The show’s 1987-set opening sequence might as well be labeled “Prologue,” a walk through a vicious and bloody crime scene punctuated by one more act of violence to add to a pile that will only keep growing. From there, “The Chestnut Man” jumps forward, following a pair of detectives, Naia Thulin (Danica Curcic) and Mark Hess (Mikkel Boe Følsgaard) as they get drawn into a present-day homicide investigation. One of the only clues? A tiny chestnut figurine left behind in place of a missing appendage. (If that rudimentary, stick-figure evocation of lost innocence has you thinking “I gave you all the clues,” it only makes sense that Sveistrup is a credited screenwriter on “The Snowman.”)
Netflix is certainly no stranger to the crime-novel-to-TV pipeline, having carved out an entire programming wing devoted to Harlan Coben stories. “The Chestnut Man” is perhaps on that same spectrum, but to its credit, there’s decidedly more visual panache here. In the same way that Sveistrup would have to set up all of these locations on the page — a weather-worn farmhouse, a wood-panel home interior, an apartment building with a facade like a mosaic, public buildings with surprisingly reflective hallways — there’s an added beat to each successive establishing shot that carries a kind of novelistic patience amid the greater race-against-time elements of the mystery. It’s nowhere near the austerity of something like “The Investigation,” a decidedly different spin on gathering information about a suspicious death, but it does share a similar kind of sobering bleakness.
As Thulin and Hess parse through old evidence records and spot previously ignored key details, there’s a similar sense of teeing up certain revelations that almost directly map onto the rhythms of a chapter-ending cliffhanger. There are awkwardly placed flashbacks, deliberately withheld until the key pieces of information within become more twist than context. Thulin and Hess follow one or two less-fruitful leads, but the trajectory of their breakthroughs is pretty much only designed to move forward.
And those chestnuts. It’s a ripple that runs through every last inch of the show, a main key for understanding both method and motive. Even past the point when it seems excessive, chestnuts are ever-present in “The Chestnut Man” in the same way that Sveistrup can get away with relentless repetition on a page. Without the kind of visual shortcuts that can convey information with a destabilizing insert shot (of which there are many here), a detective novel can put you inside of the mind of Thulin or Hess or government minster Rosa Hartung (Iben Dorner), whose own unspeakable family horror becomes interwoven with everyone else’s fates.
When the moving pieces here become a little bit clearer and the mess of threads is untangled in a pretty explicit fashion, it feels like a missed opportunity to let a more-than-capable cast do some of their own heavy lifting. Rosa and husband Steen (Esben Dalgaard Andersen) are stuck in a land of grief, and the Thulin-Hess combo are locked into the same monomaniacal devotion to the case as the show overall. Over six episodes, “The Chestnut Man” takes plenty of opportunities to invoke the nature of cross-generational trauma and the respective burdens felt by both parents and children. But with the singular focus on drawing connections among this jumble of broken and repairing psyches, there isn’t much room for anything besides proclaiming they exist.

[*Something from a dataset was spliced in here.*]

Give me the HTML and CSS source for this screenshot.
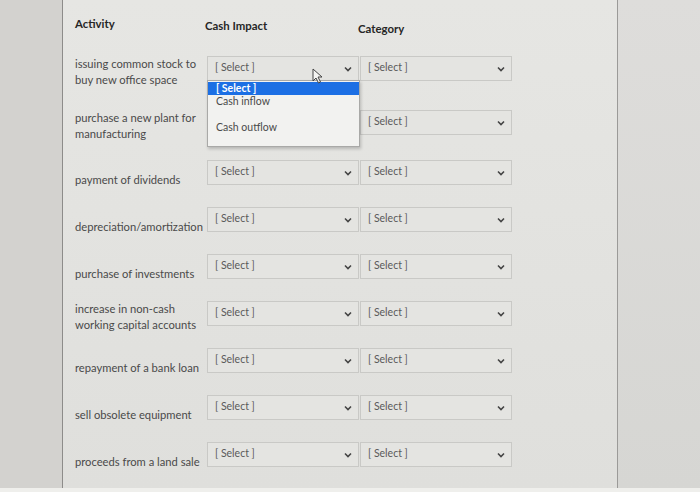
FILE: index.html
```html
<!DOCTYPE html>
<html lang="en">

<head>
    <meta charset="UTF-8">
    <meta name="viewport" content="width=device-width, initial-scale=1.0">
    <title>Cash Flow Activities</title>
    <link rel="stylesheet" href="styles.css">
</head>

<body>
    <div class="screen">
        <div class="panel">
            <div class="row header">
                <div class="col-title">Activity</div>
                <div class="col-title shift">Cash Impact</div>
                <div class="col-title shift cat">Category</div>
            </div>

            <div class="row first">
                <div class="label two">issuing common stock to<br>buy new office space</div>
                <div class="select open">
                    <span>[ Select ]</span>
                    <svg class="chev" viewBox="0 0 8 6"><polyline points="1,1.5 4,4.5 7,1.5"/></svg>
                    <svg class="cursor" viewBox="0 0 11 16"><path d="M1 1 L1 13 L4 10 L6.5 15 L8.5 14 L6 9 L10 9 Z"/></svg>
                    <ul class="dropdown">
                        <li class="active">[ Select ]</li>
                        <li>Cash inflow</li>
                        <li class="gap">Cash outflow</li>
                    </ul>
                </div>
                <div class="select">
                    <span>[ Select ]</span>
                    <svg class="chev" viewBox="0 0 8 6"><polyline points="1,1.5 4,4.5 7,1.5"/></svg>
                </div>
            </div>

            <div class="row second">
                <div class="label two">purchase a new plant for<br>manufacturing</div>
                <div class="select covered">
                    <span>[ Select ]</span>
                    <svg class="chev" viewBox="0 0 8 6"><polyline points="1,1.5 4,4.5 7,1.5"/></svg>
                </div>
                <div class="select">
                    <span>[ Select ]</span>
                    <svg class="chev" viewBox="0 0 8 6"><polyline points="1,1.5 4,4.5 7,1.5"/></svg>
                </div>
            </div>

            <div class="row">
                <div class="label">payment of dividends</div>
                <div class="select">
                    <span>[ Select ]</span>
                    <svg class="chev" viewBox="0 0 8 6"><polyline points="1,1.5 4,4.5 7,1.5"/></svg>
                </div>
                <div class="select">
                    <span>[ Select ]</span>
                    <svg class="chev" viewBox="0 0 8 6"><polyline points="1,1.5 4,4.5 7,1.5"/></svg>
                </div>
            </div>

            <div class="row">
                <div class="label">depreciation/amortization</div>
                <div class="select">
                    <span>[ Select ]</span>
                    <svg class="chev" viewBox="0 0 8 6"><polyline points="1,1.5 4,4.5 7,1.5"/></svg>
                </div>
                <div class="select">
                    <span>[ Select ]</span>
                    <svg class="chev" viewBox="0 0 8 6"><polyline points="1,1.5 4,4.5 7,1.5"/></svg>
                </div>
            </div>

            <div class="row">
                <div class="label">purchase of investments</div>
                <div class="select">
                    <span>[ Select ]</span>
                    <svg class="chev" viewBox="0 0 8 6"><polyline points="1,1.5 4,4.5 7,1.5"/></svg>
                </div>
                <div class="select">
                    <span>[ Select ]</span>
                    <svg class="chev" viewBox="0 0 8 6"><polyline points="1,1.5 4,4.5 7,1.5"/></svg>
                </div>
            </div>

            <div class="row">
                <div class="label two">increase in non-cash<br>working capital accounts</div>
                <div class="select">
                    <span>[ Select ]</span>
                    <svg class="chev" viewBox="0 0 8 6"><polyline points="1,1.5 4,4.5 7,1.5"/></svg>
                </div>
                <div class="select">
                    <span>[ Select ]</span>
                    <svg class="chev" viewBox="0 0 8 6"><polyline points="1,1.5 4,4.5 7,1.5"/></svg>
                </div>
            </div>

            <div class="row">
                <div class="label">repayment of a bank loan</div>
                <div class="select">
                    <span>[ Select ]</span>
                    <svg class="chev" viewBox="0 0 8 6"><polyline points="1,1.5 4,4.5 7,1.5"/></svg>
                </div>
                <div class="select">
                    <span>[ Select ]</span>
                    <svg class="chev" viewBox="0 0 8 6"><polyline points="1,1.5 4,4.5 7,1.5"/></svg>
                </div>
            </div>

            <div class="row">
                <div class="label">sell obsolete equipment</div>
                <div class="select">
                    <span>[ Select ]</span>
                    <svg class="chev" viewBox="0 0 8 6"><polyline points="1,1.5 4,4.5 7,1.5"/></svg>
                </div>
                <div class="select">
                    <span>[ Select ]</span>
                    <svg class="chev" viewBox="0 0 8 6"><polyline points="1,1.5 4,4.5 7,1.5"/></svg>
                </div>
            </div>

            <div class="row">
                <div class="label">proceeds from a land sale</div>
                <div class="select">
                    <span>[ Select ]</span>
                    <svg class="chev" viewBox="0 0 8 6"><polyline points="1,1.5 4,4.5 7,1.5"/></svg>
                </div>
                <div class="select">
                    <span>[ Select ]</span>
                    <svg class="chev" viewBox="0 0 8 6"><polyline points="1,1.5 4,4.5 7,1.5"/></svg>
                </div>
            </div>
        </div>
    </div>
    <div class="bezel"></div>
</body>

</html>
```

FILE: styles.css
```css
body {
    margin: 0;
    padding: 0;
    font-family: 'Lato', 'Liberation Sans', sans-serif;
    background: linear-gradient(to bottom, #d6d5d2, #c6c5c2);
    color: #3c3c3c;
}

.screen {
    display: flex;
    height: 488px;
    background: linear-gradient(to right, #d3d2cf 0, #d3d2cf 62px, transparent 62px),
        linear-gradient(to bottom, #dedddb, #d6d6d3);
    overflow: hidden;
}

.panel {
    margin-left: 62px;
    width: 556px;
    padding-left: 12px;
    box-sizing: border-box;
    background: linear-gradient(to bottom, #e6e6e3, #dfdfdc);
    border-left: 1px solid #8d8c8a;
    border-right: 1px solid #9b9a98;
}

.bezel {
    height: 4px;
    background: #efefec;
}

.row {
    display: grid;
    grid-template-columns: 131px 152px 152px;
    column-gap: 1px;
    height: 47px;
    align-items: start;
}

.row.header {
    height: 56px;
    padding-top: 17px;
    box-sizing: border-box;
    align-items: start;
}

.row.first {
    height: 54px;
}

.row.second {
    height: 50px;
}

.col-title {
    font-size: 11.4px;
    font-weight: 700;
    color: #262626;
}

.col-title.shift {
    margin-left: -2px;
    padding-top: 2px;
}

.col-title.cat {
    padding-top: 5px;
}

.label {
    font-size: 11.2px;
    line-height: 16px;
    color: #4a4a4a;
    padding-top: 12px;
    white-space: nowrap;
}

.label.two {
    padding-top: 0;
}

.select {
    position: relative;
    height: 25px;
    box-sizing: border-box;
    border: 1px solid #c9c9c6;
    background: #e4e4e1;
    display: flex;
    align-items: flex-start;
    justify-content: space-between;
    padding: 3px 6px 0 7px;
    font-size: 10.5px;
    line-height: 14px;
    color: #5a5a5a;
}

.select.covered span {
    visibility: hidden;
}

.chev {
    width: 8px;
    height: 6px;
    margin-top: 6px;
    fill: none;
    stroke: #444;
    stroke-width: 1.6;
}

.cursor {
    position: absolute;
    left: 104px;
    top: 11px;
    width: 11px;
    height: 16px;
    fill: #f4f4f2;
    stroke: #444;
    stroke-width: 1;
    z-index: 3;
}

.dropdown {
    position: absolute;
    top: 23px;
    left: -1px;
    width: 151px;
    height: 64px;
    margin: 0;
    padding: 1px 0 0;
    list-style: none;
    background: #f2f2f0;
    border: 1px solid #a9a9a7;
    box-shadow: 1px 2px 3px rgba(0, 0, 0, 0.2);
    z-index: 2;
}

.dropdown li {
    padding-left: 8px;
    font-size: 10.5px;
    line-height: 12px;
    color: #4a4a4a;
}

.dropdown li.active {
    background: #1c6fe4;
    color: #fff;
    line-height: 13px;
    font-weight: 700;
}

.dropdown li.gap {
    margin-top: 14px;
}
```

So that mixture of an artful veneer and an oversimplified brutal mystery underneath turns out to be its biggest hook, as well as the thing that keeps the series from being something more. Even the finale, one that some viewers with a passing knowledge of Danish film and TV might be able to sniff out a little sooner, is short on catharsis mainly because the ending plays out like an obligation. For a story concerned with mangled corpses, haunting blood pools, and a weaponization of a childhood arts and crafts project, there’s a neatness to it all that feels oddly storybook.
“The Chestnut Man” is now available to stream on Netflix.